Locate the string "that" in the records below. Copy every line where it occurs.

Records with interface code:
◆ ◆ ◆ ◆
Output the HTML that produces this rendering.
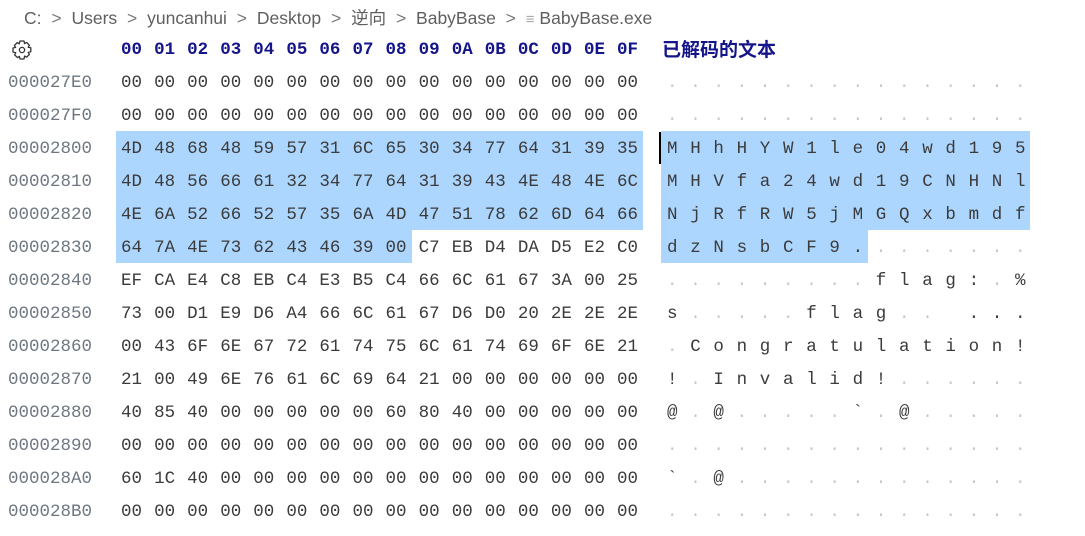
<!DOCTYPE html>
<html><head><meta charset="utf-8"><style>
body{margin:0;background:#fff;width:1085px;height:536px;overflow:hidden;position:relative;font-family:"Liberation Mono",monospace;}
.bc{position:absolute;top:5px;left:24px;font:17.5px "Liberation Sans","Noto Sans CJK SC",sans-serif;color:#5f5f5f;white-space:nowrap;}
.bc .s{color:#777;margin:0 5px;}
.c{position:absolute;font-size:17.5px;line-height:33px;color:#3b3b3b;white-space:pre;}
.a{color:#6e7781}
.h{color:#15158a;font-weight:bold}
.g{color:#c8c8c8}
.hl{position:absolute;background:#add6fe}
</style></head><body>
<div class="bc">C: <span class="s">&gt;</span> Users <span class="s">&gt;</span> yuncanhui <span class="s">&gt;</span> Desktop <span class="s">&gt;</span> 逆向 <span class="s">&gt;</span> BabyBase <span class="s">&gt;</span> <span style="color:#aaa;font-size:15px">&#8801;</span> BabyBase.exe</div>
<svg style="position:absolute;left:11px;top:39px" width="22" height="22" viewBox="0 0 22 22"><path d="M9 2h4l.6 2.6 2-1.2 2.8 2.8-1.2 2 2.6.6v4l-2.6.6 1.2 2-2.8 2.8-2-1.2L13 20H9l-.6-2.6-2 1.2-2.8-2.8 1.2-2L2 13V9l2.6-.6-1.2-2 2.8-2.8 2 1.2z" fill="none" stroke="#333" stroke-width="1.3" stroke-linejoin="round"/><circle cx="11" cy="11" r="2.6" fill="none" stroke="#333" stroke-width="1.3"/></svg>
<div class="hl" style="left:116px;top:131px;width:527px;height:99px"></div>
<div class="hl" style="left:116px;top:230px;width:296px;height:33px"></div>
<div class="hl" style="left:661px;top:131px;width:369px;height:99px"></div>
<div class="hl" style="left:661px;top:230px;width:207px;height:33px"></div>
<div style="position:absolute;left:659px;top:132px;width:2px;height:32px;background:#000"></div>
<div class="c h" style="left:662px;top:34px;font-family:'Liberation Sans','Noto Sans CJK SC',sans-serif;font-size:19px">已解码的文本</div>
<div id="g"></div>
<script>
var rows=[
["000027E0","00 00 00 00 00 00 00 00 00 00 00 00 00 00 00 00"],
["000027F0","00 00 00 00 00 00 00 00 00 00 00 00 00 00 00 00"],
["00002800","4D 48 68 48 59 57 31 6C 65 30 34 77 64 31 39 35"],
["00002810","4D 48 56 66 61 32 34 77 64 31 39 43 4E 48 4E 6C"],
["00002820","4E 6A 52 66 52 57 35 6A 4D 47 51 78 62 6D 64 66"],
["00002830","64 7A 4E 73 62 43 46 39 00 C7 EB D4 DA D5 E2 C0"],
["00002840","EF CA E4 C8 EB C4 E3 B5 C4 66 6C 61 67 3A 00 25"],
["00002850","73 00 D1 E9 D6 A4 66 6C 61 67 D6 D0 20 2E 2E 2E"],
["00002860","00 43 6F 6E 67 72 61 74 75 6C 61 74 69 6F 6E 21"],
["00002870","21 00 49 6E 76 61 6C 69 64 21 00 00 00 00 00 00"],
["00002880","40 85 40 00 00 00 00 00 60 80 40 00 00 00 00 00"],
["00002890","00 00 00 00 00 00 00 00 00 00 00 00 00 00 00 00"],
["000028A0","60 1C 40 00 00 00 00 00 00 00 00 00 00 00 00 00"],
["000028B0","00 00 00 00 00 00 00 00 00 00 00 00 00 00 00 00"]];
var h='';
function cell(x,y,t,cls){h+='<div class="c '+cls+'" style="left:'+x+'px;top:'+y+'px">'+t+'</div>';}
for(var i=0;i<16;i++){cell(121+i*33.07,34,('0'+i.toString(16).toUpperCase()).slice(-2),'h');}
rows.forEach(function(r,ri){
 var y=67+ri*33;
 cell(8,y,r[0],'a');
 r[1].split(' ').forEach(function(b,i){
  cell(121+i*33.07,y,b,'');
  var v=parseInt(b,16),ch,cls='';
  var sel=(ri>=2&&ri<=4)||(ri==5&&i<=8);
  if(v>32&&v<127){ch=String.fromCharCode(v);if(ch=='<')ch='&lt;';if(ch=='&')ch='&amp;';}
  else if(v==32){ch=' ';}
  else{ch='.';cls=sel?'':'g';}
  cell(667+i*23.2,y,ch,cls);
 });
});
document.getElementById('g').innerHTML=h;
</script>
</body></html>
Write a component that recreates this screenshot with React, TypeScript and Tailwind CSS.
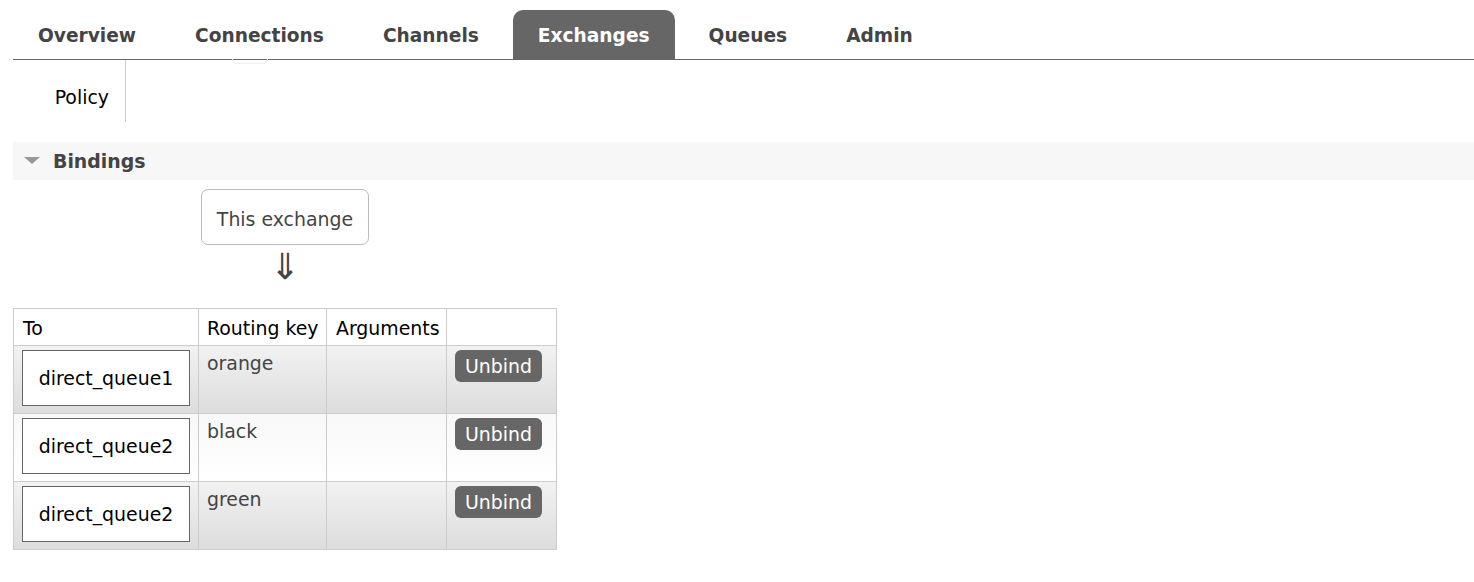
const tabs = ['Overview', 'Connections', 'Channels', 'Exchanges', 'Queues', 'Admin'];

const bindings = [
  { to: 'direct_queue1', key: 'orange', alt: true },
  { to: 'direct_queue2', key: 'black', alt: false },
  { to: 'direct_queue2', key: 'green', alt: true },
];

export default function App() {
  return (
    <div className="w-[1474px] h-[582px] bg-white overflow-hidden font-['DejaVu_Sans',sans-serif] text-[18.9px] leading-[22px] text-black">
      {/* Tabs */}
      <div className="relative ml-[13px] pt-[10px] border-b-[1.5px] border-[#666]">
        <ul className="flex gap-[9px] text-[18.6px]">
          {tabs.map((t) => (
            <li
              key={t}
              className={
                t === 'Exchanges'
                  ? 'h-[49px] px-[25px] pt-[2px] flex items-center font-bold bg-[#666] text-white rounded-t-[10px]'
                  : 'h-[49px] px-[25px] pt-[2px] flex items-center font-bold text-[#444]'
              }
            >
              {t}
            </li>
          ))}
        </ul>
        <div className="absolute left-[219px] top-[59px] w-[36px] h-[5px] border-b border-x border-[#eee] rounded-b-[6px]" />
      </div>

      {/* Policy */}
      <div className="ml-[13px] flex">
        <div className="w-[113px] h-[62px] border-r border-[#ccc] text-right pr-[16px] pt-[26px]">Policy</div>
      </div>

      {/* Bindings section */}
      <div className="ml-[13px] mt-[20px] h-[38px] bg-[#f7f7f7] flex items-center">
        <svg width="16" height="8" viewBox="0 0 16 8" className="ml-[11px] mr-[13px]">
          <polygon points="0,0 16,0 8,7" fill="#999" />
        </svg>
        <span className="font-bold text-[#444]">Bindings</span>
      </div>

      <div className="ml-[201px] mt-[9px] w-[168px]">
        <div className="h-[56px] pt-[3px] border border-[#bbb] rounded-[7px] flex items-center justify-center text-[#444]">
          This exchange
        </div>
        <div className="text-center text-[36px] leading-[38px] mt-[3px] text-[#444]">⇓</div>
      </div>

      <table className="ml-[13px] mt-[22px] w-[543px] table-fixed border-collapse border border-[#ccc] whitespace-nowrap">
        <colgroup>
          <col className="w-[185px]" />
          <col className="w-[128px]" />
          <col className="w-[120px]" />
          <col className="w-[110px]" />
        </colgroup>
        <thead>
          <tr className="h-[36px]">
            <th className="border border-[#ccc] text-left font-normal px-[9px] pt-[8px] pb-[6px] align-top">To</th>
            <th className="border border-[#ccc] text-left font-normal px-[8px] pt-[8px] pb-[6px] align-top">Routing key</th>
            <th className="border border-[#ccc] text-left font-normal px-[9px] pt-[8px] pb-[6px] align-top">Arguments</th>
            <th className="border border-[#ccc]"></th>
          </tr>
        </thead>
        <tbody>
          {bindings.map((b, i) => (
            <tr
              key={i}
              className={
                b.alt
                  ? 'h-[68px] bg-linear-to-b from-[#f2f2f2] to-[#dcdcdc]'
                  : 'h-[68px] bg-linear-to-b from-[#f8f8f8] to-[#ffffff]'
              }
            >
              <td className="border border-[#ccc] pl-[8px] pr-[8px] pt-[4px] pb-[6px] align-top">
                <div className="w-[168px] h-[56px] bg-white border border-[#666] flex items-center justify-center">
                  {b.to}
                </div>
              </td>
              <td className="border border-[#ccc] px-[8px] pt-[6px] align-top text-[#444]">{b.key}</td>
              <td className="border border-[#ccc] align-top"></td>
              <td className="border border-[#ccc] pl-[8px] pt-[4px] align-top">
                <span className="inline-block bg-[#666] text-white rounded-[6px] px-[10px] py-[5px]">Unbind</span>
              </td>
            </tr>
          ))}
        </tbody>
      </table>
    </div>
  );
}
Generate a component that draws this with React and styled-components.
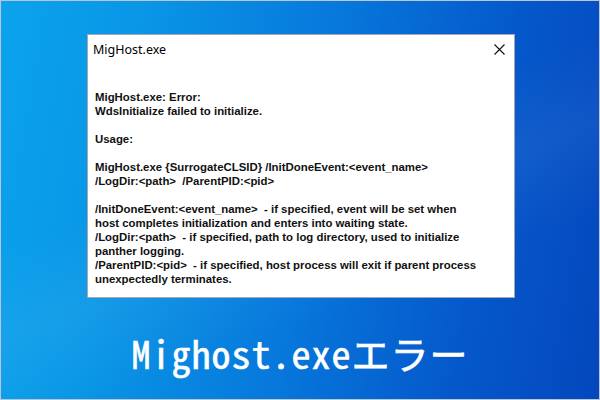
import React from "react";
import styled, { createGlobalStyle } from "styled-components";

const Global = createGlobalStyle`
  html, body { margin: 0; padding: 0; }
  body { width: 600px; height: 400px; overflow: hidden; }
`;

const Stage = styled.div`
  box-sizing: border-box;
  width: 600px;
  height: 400px;
  border: 1px solid #b9c6dc;
  background:
    linear-gradient(160deg, rgba(255,255,255,0) 40%, rgba(255,255,255,0.05) 55%, rgba(255,255,255,0) 70%),
    linear-gradient(100deg, #0ba3ed 0%, #0996e6 22%, #0779dc 50%, #0558cb 78%, #0447bd 100%);
  display: flex;
  flex-direction: column;
  align-items: flex-start;
  padding: 33px 0 0 86px;
`;

const Window = styled.div`
  box-sizing: border-box;
  width: 428px;
  height: 264px;
  background: #ffffff;
  border: 1px solid #a7a7ad;
  display: flex;
  flex-direction: column;
`;

const TitleBar = styled.div`
  height: 28px;
  display: flex;
  align-items: center;
  justify-content: space-between;
  padding-left: 5px;
`;

const Title = styled.span`
  font-family: "Noto Sans", "Open Sans", sans-serif;
  font-size: 12.5px;
  color: #000;
`;

const CloseButton = styled.div`
  width: 30px;
  height: 28px;
  display: flex;
  align-items: center;
  justify-content: center;
`;

const Body = styled.div`
  padding: 27px 0 0 7px;
  font-family: "Liberation Sans", Arial, sans-serif;
  font-size: 11.4px;
  font-weight: 700;
  line-height: 14px;
  color: #111;
`;

const Line = styled.div`
  height: 14px;
  white-space: pre;
`;

const Caption = styled.div`
  align-self: stretch;
  margin: 33px 0 0 -86px;
  text-align: center;
  font-family: "Noto Sans Mono CJK JP", "Noto Sans CJK JP", "DejaVu Sans Mono", monospace;
  font-size: 38px;
  line-height: 44px;
  letter-spacing: 1px;
  color: #ffffff;
  -webkit-text-stroke: 0.6px #ffffff;
`;

const lines = [
  "MigHost.exe: Error:",
  "WdsInitialize failed to initialize.",
  "",
  "Usage:",
  "",
  "MigHost.exe {SurrogateCLSID} /InitDoneEvent:<event_name>",
  "/LogDir:<path>  /ParentPID:<pid>",
  "",
  "/InitDoneEvent:<event_name>  - if specified, event will be set when",
  "host completes initialization and enters into waiting state.",
  "/LogDir:<path>  - if specified, path to log directory, used to initialize",
  "panther logging.",
  "/ParentPID:<pid>  - if specified, host process will exit if parent process",
  "unexpectedly terminates.",
];

export default function App() {
  return (
    <>
      <Global />
      <Stage>
        <Window>
          <TitleBar>
            <Title>MigHost.exe</Title>
            <CloseButton>
              <svg width="11" height="11" viewBox="0 0 11 11">
                <path d="M0.5 0.5 L10.5 10.5 M10.5 0.5 L0.5 10.5" stroke="#111" strokeWidth="1.1" fill="none" />
              </svg>
            </CloseButton>
          </TitleBar>
          <Body>
            {lines.map((l, i) => (
              <Line key={i}>{l}</Line>
            ))}
          </Body>
        </Window>
        <Caption>Mighost.exeエラー</Caption>
      </Stage>
    </>
  );
}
◆ ◆ ◆ ◆
Response to the exercise |
Output the HTML that produces this rendering.
Write a component that recreates this screenshot with React, TypeScript and Tailwind CSS.
Generate a component that draws this with React and styled-components.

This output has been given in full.